Lindon ran the risk of legal retribution upon bringing Le Pen into the narrative and merging the fictional world with reality. However, as he had commented on Le Pen largely via the voices of his characters, the author claimed that he had made no legitimate statement opposing the party president. Thus, character dialogue in the narrative which admonished Le Pen was considered inadmissible. The prosecution managed to convince the court of Lindon's guilt only by presenting commentary made in a free indirect style. For example, the following passage was submitted for review:

Outside, the atmosphere is less formal. There is also a certain joy among the demonstrators, in being all together, in their right, in moral symbiosis. For them, it isn't enough to treat Ronald Blistier as a killer; fighting Le Pen effectively means demanding that he be formally charged in the case, showing that he is not president of a political party but leader of a gang of killers–people would have voted for Al Capone too.

The bolded text is that which can be considered free indirect discourse.

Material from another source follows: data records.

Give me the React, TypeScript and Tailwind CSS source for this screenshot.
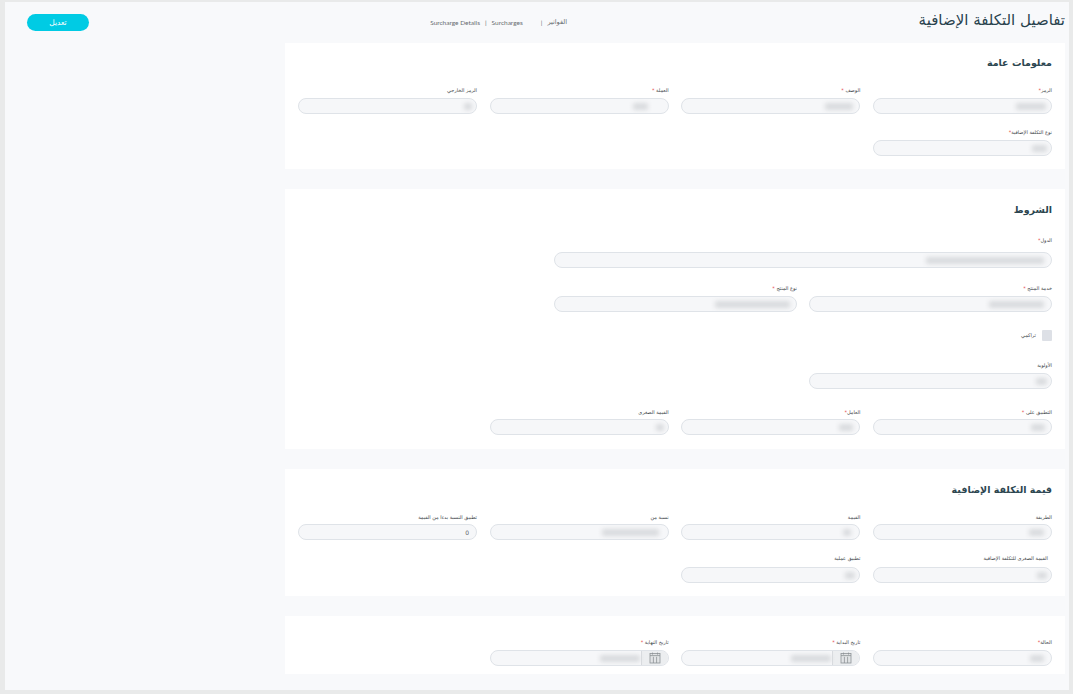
const font = "font-['DejaVu_Sans',sans-serif]";

function Calendar() {
  return (
    <svg width="12" height="12" viewBox="0 0 12 12" fill="#e2e4e6" stroke="#8d9296" strokeWidth="0.8">
      <rect x="1" y="1.5" width="10" height="9.5" />
      <path d="M1 3.6h10M3.5 .6v2M8.5 .6v2M4.4 4.8V11M7.6 4.8V11" fill="none" />
    </svg>
  );
}

function Field({
  label,
  star,
  value = "w-[28px] mr-[6px]",
  date,
  plain,
  gap = "mb-[5px]",
  labelPad = "",
}: {
  label: string;
  star?: string;
  value?: string;
  date?: boolean;
  plain?: string;
  gap?: string;
  labelPad?: string;
}) {
  return (
    <div>
      <div className={`h-[6px] leading-[6px] text-[5px] text-[#3d4448] whitespace-nowrap ${gap} ${labelPad}`}>
        {label}
        {star && <span className="text-[#e5484d]">{star}</span>}
      </div>
      <div className="h-[16px] rounded-full border border-[#dfe3e8] bg-[#f6f7f9] flex items-center overflow-hidden">
        {date && (
          <span className="h-full w-[27px] shrink-0 flex items-center justify-center bg-[#eceef0] border-l border-[#d8dbdf]">
            <Calendar />
          </span>
        )}
        {plain ? (
          <span className="pr-[7px] text-[6px] text-[#5c6266]">{plain}</span>
        ) : (
          <span className={`h-[7px] rounded-[2px] bg-[#d9dbde] blur-[2px] ${value}`} />
        )}
      </div>
    </div>
  );
}

function Card({ className, children }: { className: string; children: React.ReactNode }) {
  return <section className={`bg-white px-[13px] ${className}`}>{children}</section>;
}

function Title({ children }: { children: React.ReactNode }) {
  return <h2 className="h-[16px] leading-[16px] text-[9.5px] font-bold text-[#2c4650]">{children}</h2>;
}

const grid = "grid grid-cols-4 gap-x-[12.67px]";

export default function App() {
  return (
    <div
      dir="rtl"
      className={`h-[694px] w-[1073px] overflow-hidden bg-[#e9eaea] pt-[2px] pr-[4px] pl-[5px] pb-[4px] ${font}`}
    >
      <div className="h-[688px] bg-[#f8f9fb] flex flex-col pr-[4px]">
        <header className="h-[41px] shrink-0 flex items-center pl-[22px]">
          <h1 className="w-[146px] whitespace-nowrap text-[15px] leading-[20px] text-[#28424d] -mt-[5px]">
            تفاصيل التكلفة الإضافية
          </h1>
          <nav className="mr-[352px] flex items-center gap-[5px] text-[6.5px] text-[#666c70] font-['Lato',sans-serif] mt-[1px]">
            <span className={font}>الفواتير</span>
            <span>|</span>
            <span className="mr-[13px]">Surcharges</span>
            <span>|</span>
            <span>Surcharge Details</span>
          </nav>
          <button className="mr-auto h-[17px] w-[62px] rounded-full bg-[#00cbe4] text-white text-[7.5px]">تعديل</button>
        </header>

        <main className="w-[780px] flex flex-col gap-[20px]">
          <Card className="h-[126px] pt-[12px]">
            <Title>معلومات عامة</Title>
            <div className={`${grid} mt-[16px]`}>
              <Field label="الرمز" star="*" value="w-[30px] mr-[5px]" />
              <Field label="الوصف" star=" *" />
              <Field label="العملة" star=" *" value="w-[15px] mr-[20px]" />
              <Field label="الرمز الخارجي" value="w-[8px] mr-[4px]" />
            </div>
            <div className={`${grid} mt-[15px]`}>
              <Field label="نوع التكلفة الإضافية" star="*" value="w-[15px] mr-[4px]" />
            </div>
          </Card>

          <Card className="h-[260px] pt-[13px]">
            <Title>الشروط</Title>
            <div className="mt-[19px] w-[498px]">
              <Field label="الدول" star="*" value="w-[118px] mr-[7px]" gap="mb-[9px]" />
            </div>
            <div className="mt-[17px] w-[498px] grid grid-cols-2 gap-x-[12px]">
              <Field label="خدمة المنتج" star=" *" value="w-[55px] mr-[7px]" />
              <Field label="نوع المنتج" star=" *" value="w-[75px] mr-[6px]" />
            </div>
            <div className="mt-[18px] flex items-center gap-[6px] h-[11px]">
              <span className="h-[11px] w-[10px] rounded-[1px] bg-[#dde0e6]" />
              <span className="text-[5px] text-[#3d4448]">تراكمي</span>
            </div>
            <div className="mt-[21px] w-[243px]">
              <Field label="الأولوية" value="w-[11px] mr-[4px]" />
            </div>
            <div className={`${grid} mt-[20px]`}>
              <Field label="التطبيق على" star=" *" gap="mb-[4px]" value="w-[14px] mr-[6px]" />
              <Field label="العامل" star="*" gap="mb-[4px]" value="w-[14px] mr-[6px]" />
              <Field label="القيمة الصغرى" gap="mb-[4px]" value="w-[8px] mr-[4px]" />
            </div>
          </Card>

          <Card className="h-[127px] pt-[13px]">
            <Title>قيمة التكلفة الإضافية</Title>
            <div className={`${grid} mt-[16px]`}>
              <Field label="الطريقة" gap="mb-[4px]" value="w-[15px] mr-[7px]" />
              <Field label="القيمة" gap="mb-[4px]" value="w-[8px] mr-[8px]" />
              <Field label="نسبة من" gap="mb-[4px]" value="w-[57px] mr-[9px]" />
              <Field label="تطبيق النسبة بدءا من القيمة" gap="mb-[4px]" plain="0" />
            </div>
            <div className={`${grid} mt-[15px]`}>
              <Field label="القيمة الصغرى للتكلفة الإضافية" gap="mb-[6px]" labelPad="pr-[4px]" value="w-[10px] mr-[4px]" />
              <Field label="تطبيق عملية" gap="mb-[6px]" value="w-[10px] mr-[4px]" />
            </div>
          </Card>

          <Card className="h-[58px] pt-[23px]">
            <div className={grid}>
              <Field label="الحالة" star="*" value="w-[14px] mr-[7px]" />
              <Field label="تاريخ البداية" star=" *" value="w-[40px] mr-[1px]" date />
              <Field label="تاريخ النهاية" star=" *" value="w-[40px] mr-[1px]" date />
            </div>
          </Card>
        </main>
      </div>
    </div>
  );
}
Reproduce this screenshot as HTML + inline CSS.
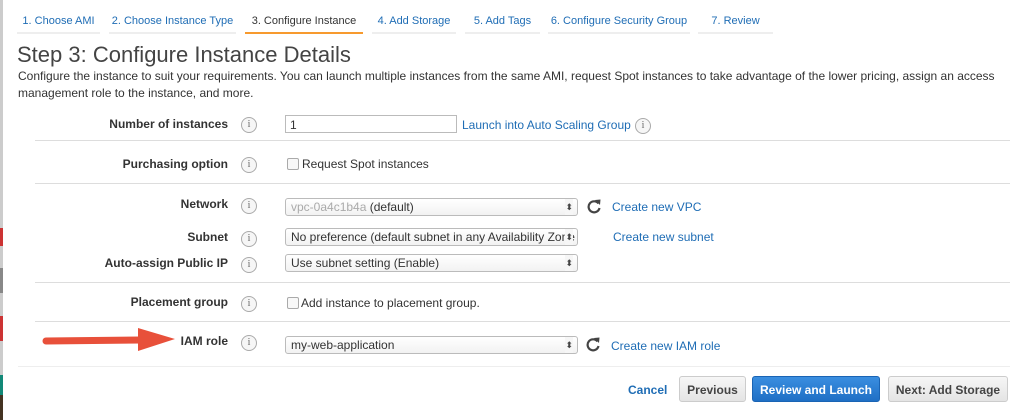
<!DOCTYPE html>
<html><head><style>
body{margin:0;width:1024px;height:420px;background:#fff;font-family:"Liberation Sans",Arial,sans-serif;position:relative;overflow:hidden;color:#333}
.a{position:absolute}
.tab{position:absolute;top:13px;height:19px;font-size:11px;color:#1f6db5;text-align:center;line-height:17px;border-bottom:2px solid #eee}
.tab.on{color:#333;border-bottom:2px solid #f79a2e}
.lbl{position:absolute;right:796px;font-size:12px;font-weight:bold;color:#333}
.i{position:absolute;left:241px;width:14px;height:14px;border:1px solid #aaa;border-radius:50%;font-size:10px;color:#666;text-align:center;line-height:14px;font-family:"Liberation Serif",serif;background:#f6f6f6}
.hr{position:absolute;left:35px;width:975px;border-top:1px solid #ddd}
.sel{position:absolute;left:285px;border:1px solid #bbb;border-radius:3px;font-size:12px;line-height:16px;padding-left:5px;padding-right:14px;box-sizing:border-box;width:293px;height:18px;background:linear-gradient(#fff,#f2f2f2);white-space:nowrap;overflow:hidden}
.sel:after{content:"⬍";position:absolute;right:4px;top:0;font-size:9px;color:#444;background:#f6f6f6}
.lnk{position:absolute;font-size:12px;color:#1f6db5}
.cb{position:absolute;width:10px;height:10px;border:1px solid #aaa;border-radius:2px;background:#f8f8f8}
.t{position:absolute;font-size:12px;color:#333}
.btn{position:absolute;top:376px;height:26px;border:1px solid #ccc;border-radius:3px;background:linear-gradient(#f6f6f6,#e4e4e4);font-size:12px;font-weight:bold;line-height:26px;text-align:center;color:#444;box-sizing:border-box}
</style></head><body>
<div class="a" style="left:0;top:0;width:3px;height:420px;background:#ccc"></div>
<div class="a" style="left:0;top:228px;width:3px;height:18px;background:#c33"></div>
<div class="a" style="left:0;top:268px;width:3px;height:25px;background:#888"></div>
<div class="a" style="left:0;top:316px;width:3px;height:25px;background:#c33"></div>
<div class="a" style="left:0;top:375px;width:3px;height:20px;background:#187"></div>
<div class="a" style="left:0;top:395px;width:3px;height:25px;background:#432"></div>

<div class="tab" style="left:17px;width:83px">1. Choose AMI</div>
<div class="tab" style="left:109px;width:127px">2. Choose Instance Type</div>
<div class="tab on" style="left:245px;width:118px">3. Configure Instance</div>
<div class="tab" style="left:372px;width:84px">4. Add Storage</div>
<div class="tab" style="left:465px;width:75px">5. Add Tags</div>
<div class="tab" style="left:548px;width:142px">6. Configure Security Group</div>
<div class="tab" style="left:698px;width:75px">7. Review</div>

<div class="a" style="left:17px;top:42px;font-size:22px;color:#444">Step 3: Configure Instance Details</div>
<div class="a" style="left:18px;top:68px;font-size:12px;line-height:17px;width:1000px">Configure the instance to suit your requirements. You can launch multiple instances from the same AMI, request Spot instances to take advantage of the lower pricing, assign an access management role to the instance, and more.</div>

<div class="lbl" style="top:117px">Number of instances</div><div class="i" style="top:117px">i</div>
<div class="a" style="left:285px;top:115px;width:172px;height:18px;border:1px solid #bbb;box-sizing:border-box;font-size:12px;padding:2px 4px">1</div>
<div class="lnk" style="left:462px;top:118px">Launch into Auto Scaling Group</div>
<div class="i" style="left:635px;top:118px">i</div>
<div class="hr" style="top:140px"></div>

<div class="lbl" style="top:157px">Purchasing option</div><div class="i" style="top:157px">i</div>
<div class="cb" style="left:287px;top:158px"></div><div class="t" style="left:302px;top:157px">Request Spot instances</div>
<div class="hr" style="top:183px"></div>

<div class="lbl" style="top:197px">Network</div><div class="i" style="top:198px">i</div>
<div class="sel" style="top:198px"><span style="color:#aaa">vpc-0a4c1b4a</span> (default)</div>
<svg class="a" style="left:586px;top:198px" width="16" height="16"><path d="M12.5 5.5 A5.5 5.5 0 1 0 13.5 10" fill="none" stroke="#444" stroke-width="2.2"/><path d="M9 2 L14.5 1.5 L14 7 Z" fill="#444"/></svg>
<div class="lnk" style="left:612px;top:200px">Create new VPC</div>

<div class="lbl" style="top:230px">Subnet</div><div class="i" style="top:231px">i</div>
<div class="sel" style="top:228px">No preference (default subnet in any Availability Zone</div>
<div class="lnk" style="left:613px;top:230px">Create new subnet</div>

<div class="lbl" style="top:256px">Auto-assign Public IP</div><div class="i" style="top:257px">i</div>
<div class="sel" style="top:254px">Use subnet setting (Enable)</div>
<div class="hr" style="top:282px"></div>

<div class="lbl" style="top:295px">Placement group</div><div class="i" style="top:296px">i</div>
<div class="cb" style="left:287px;top:297px"></div><div class="t" style="left:301px;top:296px">Add instance to placement group.</div>
<div class="hr" style="top:321px"></div>

<svg class="a" style="left:42px;top:323px" width="135" height="30"><path d="M4 18 L100 17" stroke="#e8503a" stroke-width="7" stroke-linecap="round"/><path d="M96 5 L133 16 L96 28 Z" fill="#e8503a"/></svg>
<div class="lbl" style="top:334px">IAM role</div><div class="i" style="top:335px">i</div>
<div class="sel" style="top:336px">my-web-application</div>
<svg class="a" style="left:585px;top:336px" width="16" height="16"><path d="M12.5 5.5 A5.5 5.5 0 1 0 13.5 10" fill="none" stroke="#444" stroke-width="2.2"/><path d="M9 2 L14.5 1.5 L14 7 Z" fill="#444"/></svg>
<div class="lnk" style="left:611px;top:339px">Create new IAM role</div>
<div class="hr" style="left:18px;width:992px;top:366px;border-color:#eee"></div>

<div class="lnk" style="left:628px;top:383px;font-weight:bold">Cancel</div>
<div class="btn" style="left:679px;width:67px">Previous</div>
<div class="btn" style="left:752px;width:128px;background:linear-gradient(#3a8ee0,#1f6fc5);border-color:#1a64b4;color:#fff">Review and Launch</div>
<div class="btn" style="left:888px;width:120px">Next: Add Storage</div>
</body></html>
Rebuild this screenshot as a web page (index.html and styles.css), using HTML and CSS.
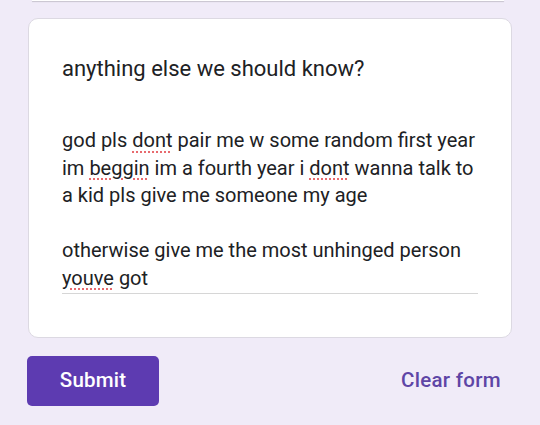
FILE: index.html
```html
<!DOCTYPE html>
<html>
<head>
<meta charset="utf-8">
<link rel="stylesheet" href="styles.css">
</head>
<body>
<div class="page">
  <div class="prev-card"></div>
  <div class="card">
    <div class="question">anything else we should know?</div>
    <div class="answer">god pls <span class="sp">dont</span> pair me w some random first year<br>im <span class="sp">beggin</span> im a fourth year i <span class="sp">dont</span> wanna talk to<br>a kid pls give me someone my age<br><br>otherwise give me the most unhinged person<br><span class="sp">youve</span> got</div>
  </div>
  <div class="actions">
    <button class="submit">Submit</button>
    <button class="clear">Clear form</button>
  </div>
</div>
</body>
</html>
```
FILE: styles.css
```css
html, body {
  margin: 0;
  padding: 0;
  background: #f0ebf8;
  font-family: Roboto, "Noto Sans", sans-serif;
  color: #202124;
}
.page {
  width: 540px;
  height: 425px;
  overflow: hidden;
  display: flex;
  flex-direction: column;
}
.prev-card {
  height: 1px;
  margin: 0 36px 0 32px;
  background: #ffffff;
  box-shadow: 0 1px 1px rgba(60, 64, 67, 0.25);
}
.card {
  margin: 17px 28px 0 28px;
  background: #ffffff;
  border-radius: 10px;
  border: 1px solid #dcd9e2;
  padding: 35px 33px 43px 33px;
}
.question {
  font-size: 22px;
  line-height: 30px;
  margin-bottom: 43px;
}
.answer {
  font-size: 20px;
  line-height: 27.5px;
  white-space: nowrap;
  padding-bottom: 1px;
  border-bottom: 1px solid #d6d6d6;
}
.sp {
  text-decoration-line: underline;
  text-decoration-style: dotted;
  text-decoration-color: #e86a6e;
  text-decoration-thickness: 1.5px;
  text-underline-offset: 4px;
}
.actions {
  display: flex;
  justify-content: space-between;
  align-items: center;
  margin: 18px 39px 0 27px;
}
.submit {
  width: 132px;
  height: 50px;
  border: none;
  border-radius: 5px;
  background: #5d3bb1;
  color: #ffffff;
  font-family: Roboto, sans-serif;
  font-weight: 500;
  font-size: 20.5px;
  letter-spacing: 0.2px;
  padding: 0 0 3px 0;
}
.clear {
  border: none;
  background: transparent;
  color: #5e45a6;
  font-family: Roboto, sans-serif;
  font-weight: 500;
  font-size: 20.5px;
  letter-spacing: 0.3px;
  padding: 0 0 3px 0;
}
```
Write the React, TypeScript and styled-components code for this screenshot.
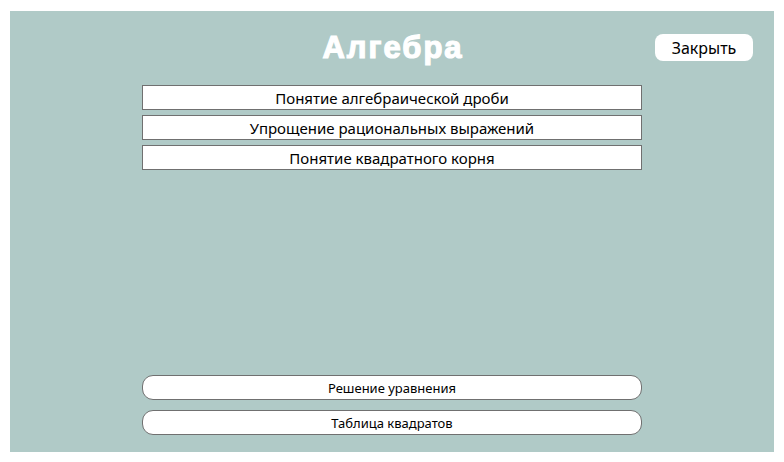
import React from 'react';
import styled, { createGlobalStyle } from 'styled-components';

const GlobalStyle = createGlobalStyle`
  html, body {
    margin: 0;
    padding: 0;
    background: #ffffff;
  }
`;

const Panel = styled.div`
  box-sizing: border-box;
  margin: 11px 10px 10px 10px;
  height: 441px;
  background-color: #b0cac7;
  padding: 21px 21px 17px 21px;
  display: flex;
  flex-direction: column;
  font-family: "Noto Sans", "Open Sans", sans-serif;
`;

const Header = styled.div`
  display: grid;
  grid-template-columns: 1fr auto 1fr;
  align-items: center;
  height: 27px;
`;

const Title = styled.h1`
  grid-column: 2;
  margin: 0 0 0 2px;
  font-family: "Liberation Sans", Arial, sans-serif;
  font-size: 31px;
  font-weight: 700;
  letter-spacing: 2px;
  color: #ffffff;
  -webkit-text-stroke: 1.2px #ffffff;
  line-height: 1;
`;

const CloseButton = styled.button`
  grid-column: 3;
  justify-self: end;
  width: 98px;
  height: 27px;
  border: none;
  border-radius: 8px;
  background: #ffffff;
  color: #000000;
  font-family: "Noto Sans", "Open Sans", sans-serif;
  font-size: 16px;
  padding: 0;
  cursor: pointer;
`;

const TopicList = styled.ul`
  list-style: none;
  margin: 26px auto 0 auto;
  padding: 0;
  width: 500px;
  display: flex;
  flex-direction: column;
  gap: 5px;
`;

const Topic = styled.li`
  box-sizing: border-box;
  height: 25px;
  border: 1px solid #707070;
  background: #ffffff;
  display: flex;
  align-items: center;
  justify-content: center;
  font-size: 15px;
  color: #000000;
`;

const Spacer = styled.div`
  flex: 1;
`;

const ToolList = styled.div`
  width: 500px;
  margin: 0 auto;
  display: flex;
  flex-direction: column;
  gap: 10px;
`;

const ToolButton = styled.button`
  box-sizing: border-box;
  height: 25px;
  width: 100%;
  border: 1px solid #707070;
  border-radius: 11px;
  background: #ffffff;
  color: #000000;
  font-family: "Noto Sans", "Open Sans", sans-serif;
  font-size: 13px;
  padding: 0;
  cursor: pointer;
`;

const topics = [
  'Понятие алгебраической дроби',
  'Упрощение рациональных выражений',
  'Понятие квадратного корня',
];

const tools = ['Решение уравнения', 'Таблица квадратов'];

const App: React.FC = () => {
  return (
    <>
      <GlobalStyle />
      <Panel>
        <Header>
          <Title>Алгебра</Title>
          <CloseButton>Закрыть</CloseButton>
        </Header>
        <TopicList>
          {topics.map((t) => (
            <Topic key={t}>{t}</Topic>
          ))}
        </TopicList>
        <Spacer />
        <ToolList>
          {tools.map((t) => (
            <ToolButton key={t}>{t}</ToolButton>
          ))}
        </ToolList>
      </Panel>
    </>
  );
};

export default App;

The court argued that Lindon was not entirely explicit in establishing the thoughts within the passage as those of the leftist protestors. He did not present the comment on Le Pen as a piece of dialogue which could more easily be attributed to a given character or set of characters. Later analysis of the case indicated that the phrase "For them" could have been considered a means of ascribing the rest of the bolded excerpt to the demonstrator characters, but this point was not raised in the original proceedings. The prosecution successfully argued that the passage was evidence of Lindon's intent to defame Le Pen, claiming that the characterization of the party president stemmed from the narrator/author (not having adequate evidence of alternate attribution). Lindon's use of free indirect discourse thus blurred the lines between his own expression and that of his characters.